No immediate comment was offered by Sri Lankan President Chandrika Kumaratunga to a broadcast speech by the leader of the Tamil Tigers rebel movement declaring that the nation's long civil war is not about "separation." Velupillai Prabhakaran appealed to Kumaratunga to find a political solution and said "permanent peace" was possible if the Tamil minority was offered justice. The 18-year conflict, long considered a fight for an autonomous Tamil home- land, has killed an estimated 64,000 people.

At least 28 people were killed and as many as 80 others were taken hostage (below) in fighting between Muslim rebels and government troops in the southern Philippines. As the Monitor went to press, the two sides were in a tense standoff in the port city of Zamboanga, with the rebels using the hostages as human shields. The government's inability to stamp out the rebels is seen as a major embarrassment to President Gloria Macapagal Arroyo, especially since Zamboanga is the headquarters of the Army's southern command. The standoff was being covered live on national television.

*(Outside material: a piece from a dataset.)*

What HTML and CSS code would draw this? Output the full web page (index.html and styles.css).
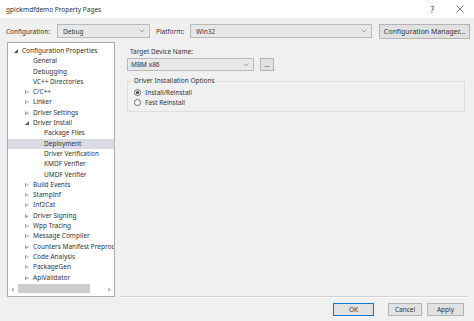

Machine-gun fire from North Korean troops hit a guard post used by South Koreans at the Demilitarized Zone between their halves of the peninsula in a new sign of deteriorating relations. The South Koreans returned fire. No casualties were reported on either side and no other "unusual military movements" were detected, a senior South Korean official said.

In a new effort to bridge the racial divide caused by decades of official discrimination, South Africa's ruling African National Congress and its longtime apartheid foe, the New National Party (NNP), announced a power-sharing deal. The accord gives the ANC a foothold in the Western Cape province, formerly dominated by a coalition of predominantly white parties from which the NNP split, in return for a return to representation in the national government.

Crucial elections scheduled for Jan. 27 in Macedonia were postponed indefinitely after parliament cancelled a vote, required under the August peace agreement, to dissolve itself. But the session ended abruptly amid accusations by the main opposition party, which supports the January election date, that the Speaker has impeded the peace process.